Sorry to be the buzz kill on this thread but you gotta ask yourself - what are they putting in the food that makes it not go soggy when it gets wet?

Blech.
posted by vignettist at 8:11 AM on November 10, 2016


I think most of the time it's a version of honey that dries, which i suppose means some variant of corn syrup.
posted by rhizome at 1:47 PM on November 10, 2016


Product 19, Vicks Formula 44, WD-40. And there's one with a 12 in it, too, isn't there?

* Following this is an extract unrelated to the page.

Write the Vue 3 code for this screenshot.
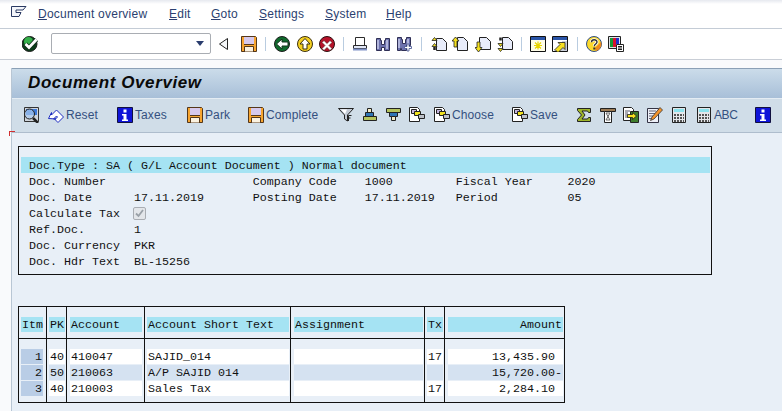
<script setup>
const menus = [
  { first: 'D', rest: 'ocument overview', w: 131 },
  { first: 'E', rest: 'dit', w: 42 },
  { first: 'G', rest: 'oto', w: 48 },
  { first: 'S', rest: 'ettings', w: 66 },
  { first: 'S', rest: 'ystem', w: 61 },
  { first: 'H', rest: 'elp', w: 40 }
]

const place = (items, end) =>
  items.map((it, i) => ({ ...it, w: (i + 1 < items.length ? items[i + 1].x : end) - it.x }))

const sysItems = place([
  { x: 22, icon: 'check', s: 16 },
  { x: 51, combo: true },
  { x: 218, icon: 'tri', s: 12 },
  { x: 241, icon: 'save', s: 16 },
  { x: 265, sep: true },
  { x: 274, icon: 'back', s: 16 },
  { x: 297, icon: 'up', s: 16 },
  { x: 319, icon: 'cancel', s: 16 },
  { x: 343, sep: true },
  { x: 352, icon: 'print', s: 16 },
  { x: 375, icon: 'find', s: 16 },
  { x: 396, icon: 'findnext', s: 16 },
  { x: 421, sep: true },
  { x: 431, icon: 'first', s: 16 },
  { x: 452, icon: 'prev', s: 16 },
  { x: 475, icon: 'next', s: 16 },
  { x: 497, icon: 'last', s: 16 },
  { x: 521, sep: true },
  { x: 530, icon: 'newwin', s: 16 },
  { x: 552, icon: 'shortcut', s: 16 },
  { x: 577, sep: true },
  { x: 586, icon: 'help', s: 16 },
  { x: 608, icon: 'layout', s: 16 }
], 640)

const appItems = place([
  { x: 23, icon: 'display' },
  { x: 48, icon: 'reset', text: 'Reset' },
  { x: 117, icon: 'info', text: 'Taxes' },
  { x: 187, icon: 'save', text: 'Park' },
  { x: 248, icon: 'save', text: 'Complete' },
  { x: 338, icon: 'filter' },
  { x: 362, icon: 'sortup' },
  { x: 386, icon: 'sortdn' },
  { x: 409, icon: 'choose' },
  { x: 434, icon: 'choose', text: 'Choose' },
  { x: 512, icon: 'choose', text: 'Save' },
  { x: 576, icon: 'sigma' },
  { x: 600, icon: 'subtotal' },
  { x: 623, icon: 'export' },
  { x: 647, icon: 'edit' },
  { x: 672, icon: 'calc' },
  { x: 697, icon: 'calc', text: 'ABC' },
  { x: 755, icon: 'info' }
], 772)

const infoLines = [
  'Doc. Number                     Company Code    1000         Fiscal Year     2020',
  'Doc. Date      17.11.2019       Posting Date    17.11.2019   Period          05'
]
const infoTail = [
  'Ref.Doc.       1',
  'Doc. Currency  PKR',
  'Doc. Hdr Text  BL-15256'
]

const columns = [
  { key: 'itm', label: 'Itm' },
  { key: 'pk', label: 'PK' },
  { key: 'account', label: 'Account' },
  { key: 'text', label: 'Account Short Text' },
  { key: 'assign', label: 'Assignment' },
  { key: 'tx', label: 'Tx' },
  { key: 'amount', label: 'Amount' }
]
const rows = [
  { itm: '1', pk: '40', account: '410047', text: 'SAJID_014', assign: '', tx: '17', amount: '13,435.90 ' },
  { itm: '2', pk: '50', account: '210063', text: 'A/P SAJID 014', assign: '', tx: '', amount: '15,720.00-' },
  { itm: '3', pk: '40', account: '210003', text: 'Sales Tax', assign: '', tx: '17', amount: '2,284.10 ' }
]
</script>

<template>
  <div class="app">
    <svg class="defs" aria-hidden="true">
      <symbol id="i-check" viewBox="0 0 16 16">
        <circle cx="7.500" cy="8" r="7.500" fill="#0b3d1a" stroke="#1c1c1c" />
        <circle cx="6.500" cy="5.500" r="4.500" fill="#35b04a" />
        <path d="M3.500 8l3.500 3.500L14.500 3.500" fill="none" stroke="#10301a" stroke-width="4.500" />
        <path d="M3.500 8l3.500 3.500L14.500 3.500" fill="none" stroke="#fff" stroke-width="2.800" />
      </symbol>
      <symbol id="i-tri" viewBox="0 0 12 12">
        <path d="M9.500.5v11L1.500 6z" fill="#f4f6f8" stroke="#222" />
      </symbol>
      <symbol id="i-save" viewBox="0 0 16 16">
        <path d="M.5.5h14l1 1v14H.5z" fill="#f7a530" stroke="#54371a" />
        <path d="M3 1h10v7H3z" fill="#d6c9ec" />
        <path d="M3.500 10.500h9V16h-9z" fill="#fbf2e0" stroke="#54371a" />
        <path d="M3 8.500h10" stroke="#54371a" />
      </symbol>
      <symbol id="i-back" viewBox="0 0 16 16">
        <circle cx="8" cy="8" r="7.500" fill="#0f6a2c" stroke="#1c1c1c" />
        <path d="M2.500 8L8 3v3h6v4H8v3z" fill="#fff" stroke="#14331c" />
      </symbol>
      <symbol id="i-up" viewBox="0 0 16 16">
        <circle cx="8" cy="8" r="7.500" fill="#f5d020" stroke="#3b3010" />
        <path d="M8 2.500L13 8h-3v5H6V8H3z" fill="#fff" stroke="#3b3010" />
      </symbol>
      <symbol id="i-cancel" viewBox="0 0 16 16">
        <circle cx="8" cy="8" r="7.500" fill="#b8122a" stroke="#2a1010" />
        <path d="M5 4.500l3 3 3-3 2 2-3 3 3 3-2 2-3-3-3 3-2-2 3-3-3-3z" fill="#fff" stroke="#411" stroke-width=".6" />
      </symbol>
      <symbol id="i-print" viewBox="0 0 16 16">
        <path d="M3.500 1.500h9v8h-9z" fill="#fff" stroke="#2b2b2b" />
        <path d="M1.500 9.500h13v3h-13z" fill="#e3e8f6" stroke="#2b2b2b" />
        <path d="M1 13.500h14" stroke="#8092c6" stroke-width="2" />
      </symbol>
      <symbol id="i-find" viewBox="0 0 16 16">
        <path d="M1.500 2.500h4v2h1v4h3v-4h1v-2h4v12h-5v-3h-3v3h-5z" fill="#6d72ad" stroke="#2f2f55" />
        <path d="M3 4v9M12 4v9" stroke="#c7cbea" stroke-width="1.500" />
      </symbol>
      <symbol id="i-findnext" viewBox="0 0 16 16">
        <path d="M1.500 1.500h4v2h1v4h3v-4h1v-2h4v8h-4v5h-5v-2h-1v2h-3z" fill="#6d72ad" stroke="#2f2f55" />
        <path d="M3 3v9M12 3v5" stroke="#c7cbea" stroke-width="1.500" />
        <path d="M11 8h2v2.500h2.500v2H13V15h-2v-2.500H8.500v-2H11z" fill="#fff" stroke="#41508f" stroke-width=".8" />
      </symbol>
      <symbol id="i-first" viewBox="0 0 16 16">
        <path d="M5.500 2.500h6l4 4v8h-10z" fill="#e8ecfa" stroke="#222" />
        <path d="M3.500 1.500l2.500 3H1zM3.500 7.500l2.500 3H1z" fill="#f4e020" stroke="#222" stroke-width=".8" />
        <path d="M3.500 11v3" stroke="#222" stroke-width="2.500" />
      </symbol>
      <symbol id="i-prev" viewBox="0 0 16 16">
        <path d="M5.500 1.500h6l4 4v9h-10z" fill="#e8ecfa" stroke="#222" />
        <path d="M3.500 1L7 5H5v6H2V5H0z" fill="#f4e020" stroke="#222" stroke-width=".8" />
      </symbol>
      <symbol id="i-next" viewBox="0 0 16 16">
        <path d="M4.500 1.500h7l4 4v8h-11z" fill="#e8ecfa" stroke="#222" />
        <path d="M3.500 16L7 11.500H5V6H2v5.500H0z" fill="#f4e020" stroke="#222" stroke-width=".8" />
      </symbol>
      <symbol id="i-last" viewBox="0 0 16 16">
        <path d="M5.500 1.500h6l4 4v8h-10z" fill="#e8ecfa" stroke="#222" />
        <path d="M3.500 1.500v3" stroke="#222" stroke-width="2.500" />
        <path d="M3.500 10.500L6 7.500H1zM3.500 15.500l2.500-3H1z" fill="#f4e020" stroke="#222" stroke-width=".8" />
      </symbol>
      <symbol id="i-newwin" viewBox="0 0 16 16">
        <path d="M.5.5h15v15H.5z" fill="#fffde8" stroke="#111" />
        <path d="M1 1h14v3H1z" fill="#2a55a8" />
        <path d="M8 5.500v8M4 9.500h8M5 6.500l6 6M11 6.500l-6 6" stroke="#e8d400" stroke-width="1.200" />
      </symbol>
      <symbol id="i-shortcut" viewBox="0 0 16 16">
        <path d="M.5.500h15v15H.5z" fill="#fff" stroke="#111" />
        <path d="M1 1h14v3H1z" fill="#2a55a8" />
        <path d="M10 5h5v10H2v-2h8z" fill="#c9ced8" />
        <path d="M3 13.500l5-5-2-2h7v7l-2-2-5 5z" fill="#f7e020" stroke="#222" stroke-width=".8" />
      </symbol>
      <symbol id="i-help" viewBox="0 0 16 16">
        <circle cx="8" cy="8" r="7.500" fill="#fbd92b" stroke="#2f4d86" />
        <path d="M15 6a7 7 0 0 1-5 9l-1-3z" fill="#ee8a1e" />
        <path d="M5.500 6.200C5.500 3 11 3 11 6c0 2-2.700 2-2.700 4.200" fill="none" stroke="#fff" stroke-width="3" />
        <path d="M5.500 6.200C5.500 3 11 3 11 6c0 2-2.700 2-2.700 4.200" fill="none" stroke="#333" stroke-width="1.400" />
        <path d="M7.300 11.500h2v2h-2z" fill="#333" />
      </symbol>
      <symbol id="i-layout" viewBox="0 0 16 16">
        <path d="M.5.500h12v12H.5z" fill="#dfe3e8" stroke="#222" />
        <path d="M2 2h3v9H2z" fill="#159a35" />
        <path d="M5 2h3v9H5z" fill="#d8122c" />
        <path d="M8 2h3v6H8z" fill="#1f2fc8" />
        <path d="M8.500 8.500h7v7h-7z" fill="#fff" stroke="#222" />
        <path d="M10 10.500h4M10 12h4M10 13.500h4" stroke="#222" />
      </symbol>
      <symbol id="i-display" viewBox="0 0 16 16">
        <path d="M1.500.5h14v14h-14z" fill="#cfd5dc" stroke="#333" />
        <path d="M3 2h11v6H3z" fill="#3b78d8" />
        <circle cx="6.500" cy="7" r="5" fill="#a9c9ef" fill-opacity=".7" stroke="#222" />
        <path d="M10 11l5 5" stroke="#222" stroke-width="2.500" />
      </symbol>
      <symbol id="i-reset" viewBox="0 0 16 16">
        <path d="M.5 11.500l3-6v2.500l5-5 7 7-5.500 5.500-3-3 2.500-2.500-1-1-3 3h2.500z" fill="#fff" stroke="#1e2cc0" />
      </symbol>
      <symbol id="i-info" viewBox="0 0 16 16">
        <path d="M.5.5h15v15H.5z" fill="#0f14d8" stroke="#101040" />
        <path d="M6.500 2.500h3v3h-3zM5 7h4.500v5.500H11V14H5v-1.500h1.500V8.500H5z" fill="#fff" />
      </symbol>
      <symbol id="i-filter" viewBox="0 0 16 16">
        <path d="M.5 1.500h15L9.500 8v6l-3-2V8z" fill="#c4cbd6" stroke="#222" />
        <path d="M3 2.500h6L7 7z" fill="#fff" />
        <path d="M10.500 8.500h3M10.500 11h2M10.500 8.500V14" stroke="#222" />
      </symbol>
      <symbol id="i-sortup" viewBox="0 0 16 16">
        <path d="M5.500 1.500h4v4h-4z" fill="#f3ecc6" stroke="#222" />
        <path d="M3.500 5.500h8v4h-8z" fill="#2f74b5" stroke="#222" />
        <path d="M1.500 9.500h13v4h-13z" fill="#b4c35c" stroke="#222" />
      </symbol>
      <symbol id="i-sortdn" viewBox="0 0 16 16">
        <path d="M.5 1.500h14v4H.5z" fill="#b4c35c" stroke="#222" />
        <path d="M3.500 5.500h8v4h-8z" fill="#2f74b5" stroke="#222" />
        <path d="M5.500 9.500h4v4h-4z" fill="#f3ecc6" stroke="#222" />
      </symbol>
      <symbol id="i-choose" viewBox="0 0 16 16">
        <path d="M.5.5h8l2 2v12H.5z" fill="#fff" stroke="#222" />
        <path d="M2.500 2.500h5v4h-5z" fill="#c5b5e0" stroke="#222" />
        <path d="M5.500 4.500h6v4h-6z" fill="#f2e21e" stroke="#222" />
        <path d="M9.500 7.500h6v4h-6z" fill="#bcc0c8" stroke="#222" />
      </symbol>
      <symbol id="i-sigma" viewBox="0 0 16 16">
        <path d="M1.500 1.500h13v4h-2l-1-1.500H6l3 4-3 4h5.500l1-1.500h2v4h-13v-2l4-4.500-4-4.500z" fill="#9fb52a" stroke="#222" />
      </symbol>
      <symbol id="i-subtotal" viewBox="0 0 16 16">
        <path d="M.5 1.500h15v3H.5z" fill="#9c7a52" stroke="#222" />
        <path d="M4.500 4.500h7v11h-7z" fill="#fff" stroke="#222" />
        <path d="M6 6h4L6 13h4z" fill="none" stroke="#666" />
      </symbol>
      <symbol id="i-export" viewBox="0 0 16 16">
        <path d="M.5.500h8l2 2v11H.5z" fill="#fff" stroke="#222" />
        <path d="M2 4h5M2 6h3M2 8h3M2 10h3" stroke="#556" />
        <path d="M7.500 4.500h8v11h-8z" fill="#3f7d2b" stroke="#222" />
        <path d="M4.500 7.500h5v-2l4 3.500-4 3.500v-2h-5z" fill="#f7e020" stroke="#222" stroke-width=".8" />
      </symbol>
      <symbol id="i-edit" viewBox="0 0 16 16">
        <path d="M.5 1.500h11v14H.5z" fill="#eef0f8" stroke="#334" />
        <path d="M2 4h7M2 6.500h6M2 9h4M2 11.500h3" stroke="#667" />
        <path d="M13 .5l2.500 2.500L7 12l-3.500 1.500L5 10z" fill="#f4932a" stroke="#333" stroke-width=".8" />
      </symbol>
      <symbol id="i-calc" viewBox="0 0 14 16">
        <path d="M.5.500h13v15H.5z" fill="#e4e6ea" stroke="#222" />
        <path d="M2 2h10v3H2z" fill="#8be3ee" />
        <path d="M2 8h10M2 11h10M2 14h10" stroke="#555" stroke-width="2" stroke-dasharray="2 1" />
      </symbol>
    </svg>

    <nav class="menubar">
      <svg class="menu-icon" viewBox="0 0 16 11" width="16" height="11">
        <path d="M.5.5h14.500l-3 3.500h-7v2.500h5L8 10.500H.5z" fill="#f4f6fb" stroke="#2b3a63" />
      </svg>
      <span v-for="m in menus" :key="m.rest" class="menu-item" :style="{ width: m.w + 'px' }"><u>{{ m.first }}</u>{{ m.rest }}</span>
    </nav>

    <div class="systoolbar">
      <template v-for="it in sysItems" :key="it.x">
        <div class="slot" :style="{ width: it.w + 'px' }">
          <div v-if="it.combo" class="combo"><span class="combo-arrow"></span></div>
          <span v-else-if="it.sep" class="sep"></span>
          <svg v-else class="ico" :width="it.s" :height="it.icon === 'tri' ? 12 : 16"><use :href="'#i-' + it.icon" /></svg>
        </div>
      </template>
    </div>

    <main class="main">
      <span class="corner"></span>
      <h1 class="title">Document Overview</h1>
      <div class="apptoolbar">
        <div v-for="it in appItems" :key="it.x" class="slot" :style="{ width: it.w + 'px' }">
          <svg class="ico" :width="it.icon === 'calc' ? 14 : 16" height="16"><use :href="'#i-' + it.icon" /></svg>
          <span v-if="it.text" class="btn-text" :class="{ wide: it.icon === 'calc' }">{{ it.text }}</span>
        </div>
      </div>

      <div class="content">
        <section class="infobox">
          <div class="doc-type">Doc.Type : SA ( G/L Account Document ) Normal document</div>
          <div v-for="l in infoLines" :key="l" class="line">{{ l }}</div>
          <div class="line">Calculate Tax <span class="check"><svg width="11" height="11" viewBox="0 0 11 11"><path d="M2 5.500l2.500 2.500L9 2" fill="none" stroke="#9aa1a8" stroke-width="1.800" /></svg></span></div>
          <div v-for="t in infoTail" :key="t" class="line">{{ t }}</div>
        </section>

        <section class="items">
          <div class="grid-head">
            <div v-for="c in columns" :key="c.key" class="hcol" :class="'c-' + c.key"><span>{{ c.label }}</span></div>
          </div>
          <div class="grid-body">
            <div v-for="c in columns" :key="c.key" class="bcol" :class="'c-' + c.key">
              <div v-for="(r, i) in rows" :key="i" class="cell" :class="{ alt: i === 1 }">{{ r[c.key] }}</div>
            </div>
          </div>
        </section>
      </div>
    </main>
  </div>
</template>

<style scoped>
.app {
  position: relative;
  width: 782px;
  height: 411px;
  overflow: hidden;
  background: #f9fafc;
  font-family: "Liberation Sans", Arial, sans-serif;
}
.defs { display: block; width: 0; height: 0; }

.menubar {
  display: flex;
  align-items: center;
  height: 29px;
  box-sizing: border-box;
  padding: 0 0 0 38px;
  background: linear-gradient(#e6e9ef 0, #fff 4px);
  border-bottom: 1px solid #c4ccd6;
  position: relative;
  font-size: 12px;
  letter-spacing: .23px;
  color: #2b3f70;
}
.menu-icon { position: absolute; left: 11px; top: 6px; }
.menu-item { flex: none; white-space: nowrap; }
.menu-item u { text-underline-offset: 1px; }

.systoolbar {
  display: flex;
  align-items: center;
  height: 31px;
  box-sizing: border-box;
  padding: 0 0 1px 22px;
  background: #fff;
  border-bottom: 1px solid #c9ced6;
}
.slot { flex: none; display: flex; align-items: center; height: 100%; }
.ico { flex: none; display: block; }
.sep { display: block; width: 1px; height: 14px; background: #b9cce0; }
.combo {
  flex: none;
  position: relative;
  width: 160px;
  height: 21px;
  box-sizing: border-box;
  background: #fff;
  border: 1px solid #a9adb3;
  border-radius: 2px;
}
.combo-arrow {
  position: absolute;
  right: 6px;
  top: 7px;
  border-left: 4px solid transparent;
  border-right: 4px solid transparent;
  border-top: 5px solid #2a3d6e;
}

.main {
  position: relative;
  margin: 8px 0 0 11px;
  border-left: 1px solid #b8c6d4;
  height: 343px;
  display: flex;
  flex-direction: column;
}
.corner {
  position: absolute;
  left: -3px;
  top: 63px;
  width: 5px;
  height: 4px;
  border-left: 1px solid #d23030;
  border-top: 1px solid #d23030;
  z-index: 2;
}
.title {
  margin: 0;
  flex: none;
  height: 31px;
  box-sizing: border-box;
  border-top: 1px solid #8ba0b6;
  border-bottom: 1px solid #e4ecf3;
  padding: 2px 0 0 16px;
  background: linear-gradient(#cbdcea, #a8bfd8);
  font-size: 17px;
  line-height: 24px;
  font-weight: bold;
  font-style: italic;
  color: #0a0a0a;
  letter-spacing: .6px;
}
.apptoolbar {
  flex: none;
  display: flex;
  align-items: center;
  height: 34px;
  box-sizing: border-box;
  padding: 0 0 2px 11px;
  background: #d0dde8;
  border-bottom: 1px solid #aebdcd;
}
.btn-text {
  margin-left: 2px;
  font-size: 12px;
  letter-spacing: .1px;
  color: #34507f;
  white-space: nowrap;
}
.btn-text.wide { margin-left: 3px; letter-spacing: -.4px; }

.content {
  flex: 1;
  background: #e8eff7;
  padding: 13px 0 0 6px;
  font-family: "Liberation Mono", "Courier New", monospace;
  font-size: 11.67px;
  color: #111;
}
.infobox {
  width: 694px;
  height: 129px;
  box-sizing: border-box;
  border: 1px solid #111;
  padding: 10px 0 0 2px;
}
.doc-type {
  height: 16px;
  line-height: 18px;
  padding-left: 8px;
  margin-right: 1px;
  background: #a5e3f3;
  white-space: pre;
}
.line {
  height: 16px;
  line-height: 18px;
  padding-left: 8px;
  white-space: pre;
}
.check {
  display: inline-flex;
  align-items: center;
  justify-content: center;
  box-sizing: border-box;
  width: 13px;
  height: 13px;
  margin-left: 6px;
  vertical-align: -2px;
  border: 1px solid #a9adb3;
  border-radius: 2px;
  background: #e3e6ea;
}

.items {
  width: 547px;
  margin-top: 31px;
  box-sizing: border-box;
  border: 1px solid #111;
}
.grid-head, .grid-body { display: flex; }
.grid-head { height: 31px; border-bottom: 1px solid #111; }
.grid-body { height: 63px; }
.hcol, .bcol {
  flex: none;
  box-sizing: border-box;
  padding: 0 1px 0 2px;
  border-right: 1px solid #111;
}
.hcol:last-child, .bcol:last-child { border-right: 0; }
.hcol { padding-top: 10px; }
.hcol span {
  display: block;
  height: 15px;
  line-height: 17px;
  padding: 0 1px;
  background: #a5e3f3;
  white-space: pre;
}
.bcol { padding-top: 10px; }
.cell {
  height: 15px;
  line-height: 17px;
  margin-bottom: 1px;
  padding: 0 1px;
  background: #fff;
  white-space: pre;
}
.cell.alt { background: #d5e2f1; }
.c-itm { width: 28px; padding-right: 3px; }
.c-pk { width: 20px; }
.c-account { width: 78px; padding-right: 2px; padding-left: 3px; }
.c-text { width: 146px; padding-right: 1px; padding-left: 2px; }
.c-assign { width: 134px; padding-right: 1px; padding-left: 3px; }
.c-tx { width: 20px; }
.c-amount { width: 119px; padding-left: 3px; }
.hcol.c-amount span, .bcol.c-amount .cell, .bcol.c-itm .cell, .bcol.c-pk .cell { text-align: right; }
.bcol.c-itm .cell, .bcol.c-itm .cell.alt { background: #b9cde6; }
</style>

If I ever release a product I'm going for this kind of name.

Wow, they're still making S.T.37.
posted by Songdog at 5:31 PM on November 10, 2016


And Heinz 57, of course.
posted by Songdog at 5:33 PM on November 10, 2016


Allegedly Post Toasties still exist as one of the constituents of Honey Bunches of Oats.
posted by Huffy Puffy at 10:14 AM on November 11, 2016


It's right up there with Special K near the top of the Least Likely To Succeed Product Names list.

But just under "soylent", right?
posted by she's not there at 9:55 PM on November 11, 2016


If Special K is the Least Likely To Succeed of Product Names, it's the cereal arch-enemy of Cookie Crisp.